The average person thinks modern medicine and hospitals can "take care of everything" but plans can't be made when a pandemic strikes 20 or 25% of the population who all want to go to the hospital in the same time period.
The WWI-1918 "Spanish Flu" was perhaps the last major pandemic, infecting 1 out of 3 people in the world and killing 10% of the world's population in about 18 months.
You do realize that Malaria is a protozoan, not a bacteria, and definitely not a virus. Vaccines are only for viruses - to prime your immune system to react and eradicate the virus when it encounters it, not to treat the infection. Not for bacteria and definitely not for protozoan. Antibiotics are for the *treatment* of bacterial infections and are not a preventative (cleanliness is the preventative). Protozoan, like Malaria, treatments are basically toxins/poisons that are poisonous to the protozoan more than they are poisonous to you (like Quinine). So, what does "Anti-Vaxxers" have to do with it? Throwing things like that out just gives the anti-sciece crowd ammunition.
Here's the article I was thinking about. From the conclusion:
http://www.nejm.org/doi/full/1...
Artemisinin Resistance in Plasmodium falciparum Malaria
Arjen M. Dondorp, M.D., François Nosten, M.D., Poravuth Yi, M.D., et al.
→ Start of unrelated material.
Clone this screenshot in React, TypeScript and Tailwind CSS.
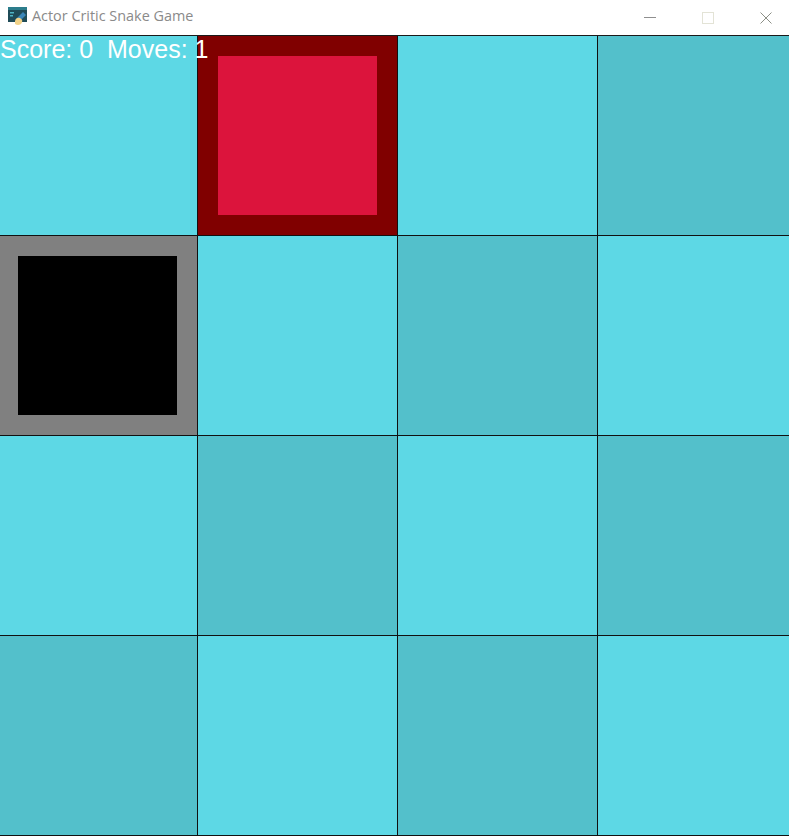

N Engl J Med 2009; 361:455-467
July 30, 2009
DOI: 10.1056/NEJMoa0808859
[Free]
Chloroquine and sulfadoxine–pyrimethamine resistance in P. falciparum emerged in the late 1950s and 1960s on the Thai–Cambodian border and spread across Asia and then Africa, contributing to millions of deaths from malaria.28,29 Artemisinins have been available as monotherapies in western Cambodia for more than 30 years, in a variety of forms and doses, whereas in most countries (other than China, where they were discovered), they have been a relatively recent introduction.1 Despite the early implementation of an active malaria-control program by the Ministry of Health of Cambodia, including the introduction of artemisinin-based combination therapies in 2001, a recent survey showed that 78% of artemisinin use in western Cambodia consisted of monotherapy provided through the private sector.30 The extended period of often-suboptimal use, and the genetic background of parasites from this region,31 might have contributed to the emergence and subsequent spread of these new artemisinin-resistant parasites in western Cambodia. In contrast, artemisinin derivatives have been used almost exclusively in combination with mefloquine on the Thai–Burmese border, where parasitologic responses to artemisinins remain good, even after 15 years of intensive use.27 Measures for containment are now urgently needed to limit the spread of these parasites from western Cambodia and to prevent a major threat to current plans for eliminating malaria.